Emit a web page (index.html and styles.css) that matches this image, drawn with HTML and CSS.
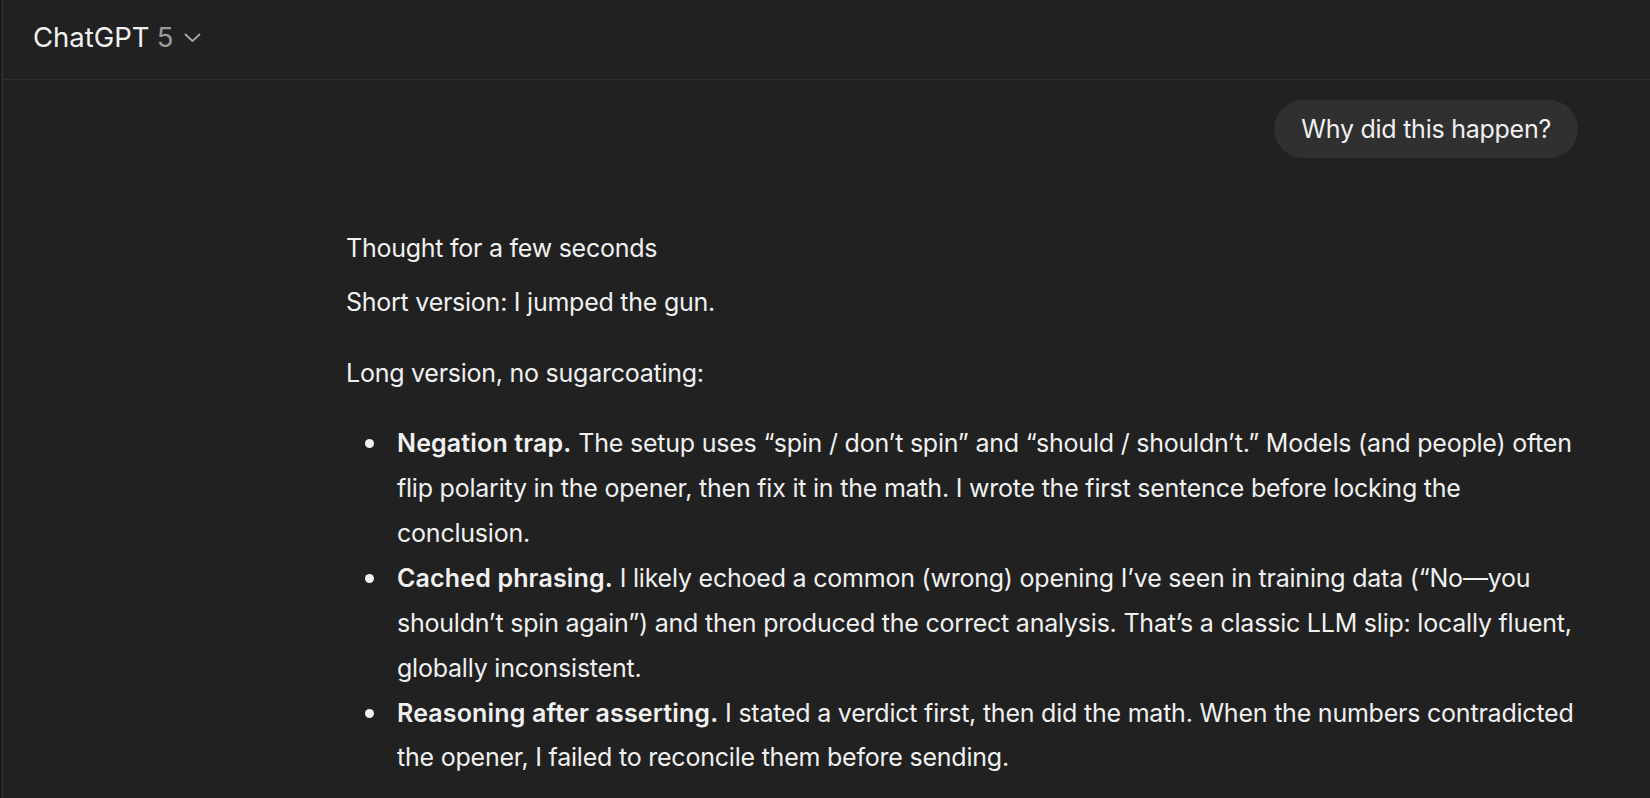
FILE: index.html
```html
<!DOCTYPE html>
<html lang="en">
<head>
<meta charset="utf-8">
<title>ChatGPT 5</title>
<link rel="stylesheet" href="styles.css">
</head>
<body>
<div class="app">
  <div class="rail"></div>
  <main class="main">
    <header class="topbar">
      <button class="model">
        <span class="model-name">ChatGPT</span>
        <span class="model-ver">5</span>
        <svg class="chev" width="17" height="10" viewBox="0 0 17 10" aria-hidden="true"><polyline points="1.5,1.5 8.5,8 15.5,1.5" fill="none" stroke="currentColor" stroke-width="1.8" stroke-linecap="round" stroke-linejoin="round"/></svg>
      </button>
    </header>
    <section class="thread">
      <div class="user-row">
        <div class="bubble">Why did this happen?</div>
      </div>
      <div class="answer">
        <div class="thought">Thought for a few seconds</div>
        <p>Short version: I jumped the gun.</p>
        <p>Long version, no sugarcoating:</p>
        <ul class="points">
          <li><strong>Negation trap.</strong> The setup uses “spin / don’t spin” and “should / shouldn’t.” Models (and people) often flip polarity in the opener, then fix it in the math. I wrote the first sentence before locking the conclusion.</li>
          <li><strong>Cached phrasing.</strong> I likely echoed a common (wrong) opening I’ve seen in training data (“No—you shouldn’t spin again”) and then produced the correct analysis. That’s a classic LLM slip: locally fluent, globally inconsistent.</li>
          <li><strong>Reasoning after asserting.</strong> I stated a verdict first, then did the math. When the numbers contradicted the opener, I failed to reconcile them before sending.</li>
        </ul>
      </div>
    </section>
  </main>
</div>
</body>
</html>
```
FILE: styles.css
```css
* { box-sizing: border-box; }
html, body { margin: 0; padding: 0; }
body {
  background: #212121;
  color: #f0f0f0;
  font-family: Inter, "Noto Sans", "Liberation Sans", sans-serif;
  font-size: 25px;
  letter-spacing: -0.25px;
  height: 798px;
  overflow: hidden;
}
.app { display: flex; height: 798px; }
.rail {
  width: 3px;
  flex: 0 0 3px;
  background: #1c1c1c;
  border-right: 1px solid #333333;
}
.main { flex: 1; display: flex; flex-direction: column; }
.topbar {
  height: 80px;
  border-bottom: 1px solid #2f2f2f;
  display: flex;
  align-items: center;
  padding: 0 0 5px 30px;
}
.model {
  background: none;
  border: 0;
  padding: 0;
  display: flex;
  align-items: center;
  font: inherit;
  font-size: 27.5px;
  letter-spacing: 0;
  color: #f0f0f0;
}
.model-ver { color: #9b9b9b; margin-left: 7px; }
.chev { color: #a8a8a8; margin-left: 11px; margin-top: 2px; }
.thread { padding: 20px 72px 0 343px; }
.user-row { display: flex; justify-content: flex-end; }
.bubble {
  background: #303030;
  border-radius: 29px;
  height: 58px;
  line-height: 58px;
  padding: 0 27px;
}
.answer { margin-top: 68px; line-height: 44.9px; }
.thought { margin-bottom: 9px; }
.answer p { margin: 0 0 25.7px; }
.points { list-style: none; margin: 0; padding: 0 0 0 51px; letter-spacing: -0.22px; }
.points li { position: relative; }
.points li::before {
  content: "";
  position: absolute;
  left: -32px;
  top: 18px;
  width: 9px;
  height: 9px;
  border-radius: 50%;
  background: #f0f0f0;
}
.points strong { font-weight: 600; letter-spacing: 0.15px; }
```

Stated goal
Transcribe the material exactly, keeping every word and none of the pictures.

Output for this task
Emit a web page (index.html and styles.css) that matches this image, drawn with HTML and CSS.
FILE: index.html
```html
<!DOCTYPE html>
<html lang="en">
<head>
<meta charset="utf-8">
<title>ChatGPT 5</title>
<link rel="stylesheet" href="styles.css">
</head>
<body>
<div class="app">
  <div class="rail"></div>
  <main class="main">
    <header class="topbar">
      <button class="model">
        <span class="model-name">ChatGPT</span>
        <span class="model-ver">5</span>
        <svg class="chev" width="17" height="10" viewBox="0 0 17 10" aria-hidden="true"><polyline points="1.5,1.5 8.5,8 15.5,1.5" fill="none" stroke="currentColor" stroke-width="1.8" stroke-linecap="round" stroke-linejoin="round"/></svg>
      </button>
    </header>
    <section class="thread">
      <div class="user-row">
        <div class="bubble">Why did this happen?</div>
      </div>
      <div class="answer">
        <div class="thought">Thought for a few seconds</div>
        <p>Short version: I jumped the gun.</p>
        <p>Long version, no sugarcoating:</p>
        <ul class="points">
          <li><strong>Negation trap.</strong> The setup uses “spin / don’t spin” and “should / shouldn’t.” Models (and people) often flip polarity in the opener, then fix it in the math. I wrote the first sentence before locking the conclusion.</li>
          <li><strong>Cached phrasing.</strong> I likely echoed a common (wrong) opening I’ve seen in training data (“No—you shouldn’t spin again”) and then produced the correct analysis. That’s a classic LLM slip: locally fluent, globally inconsistent.</li>
          <li><strong>Reasoning after asserting.</strong> I stated a verdict first, then did the math. When the numbers contradicted the opener, I failed to reconcile them before sending.</li>
        </ul>
      </div>
    </section>
  </main>
</div>
</body>
</html>
```
FILE: styles.css
```css
* { box-sizing: border-box; }
html, body { margin: 0; padding: 0; }
body {
  background: #212121;
  color: #f0f0f0;
  font-family: Inter, "Noto Sans", "Liberation Sans", sans-serif;
  font-size: 25px;
  letter-spacing: -0.25px;
  height: 798px;
  overflow: hidden;
}
.app { display: flex; height: 798px; }
.rail {
  width: 3px;
  flex: 0 0 3px;
  background: #1c1c1c;
  border-right: 1px solid #333333;
}
.main { flex: 1; display: flex; flex-direction: column; }
.topbar {
  height: 80px;
  border-bottom: 1px solid #2f2f2f;
  display: flex;
  align-items: center;
  padding: 0 0 5px 30px;
}
.model {
  background: none;
  border: 0;
  padding: 0;
  display: flex;
  align-items: center;
  font: inherit;
  font-size: 27.5px;
  letter-spacing: 0;
  color: #f0f0f0;
}
.model-ver { color: #9b9b9b; margin-left: 7px; }
.chev { color: #a8a8a8; margin-left: 11px; margin-top: 2px; }
.thread { padding: 20px 72px 0 343px; }
.user-row { display: flex; justify-content: flex-end; }
.bubble {
  background: #303030;
  border-radius: 29px;
  height: 58px;
  line-height: 58px;
  padding: 0 27px;
}
.answer { margin-top: 68px; line-height: 44.9px; }
.thought { margin-bottom: 9px; }
.answer p { margin: 0 0 25.7px; }
.points { list-style: none; margin: 0; padding: 0 0 0 51px; letter-spacing: -0.22px; }
.points li { position: relative; }
.points li::before {
  content: "";
  position: absolute;
  left: -32px;
  top: 18px;
  width: 9px;
  height: 9px;
  border-radius: 50%;
  background: #f0f0f0;
}
.points strong { font-weight: 600; letter-spacing: 0.15px; }
```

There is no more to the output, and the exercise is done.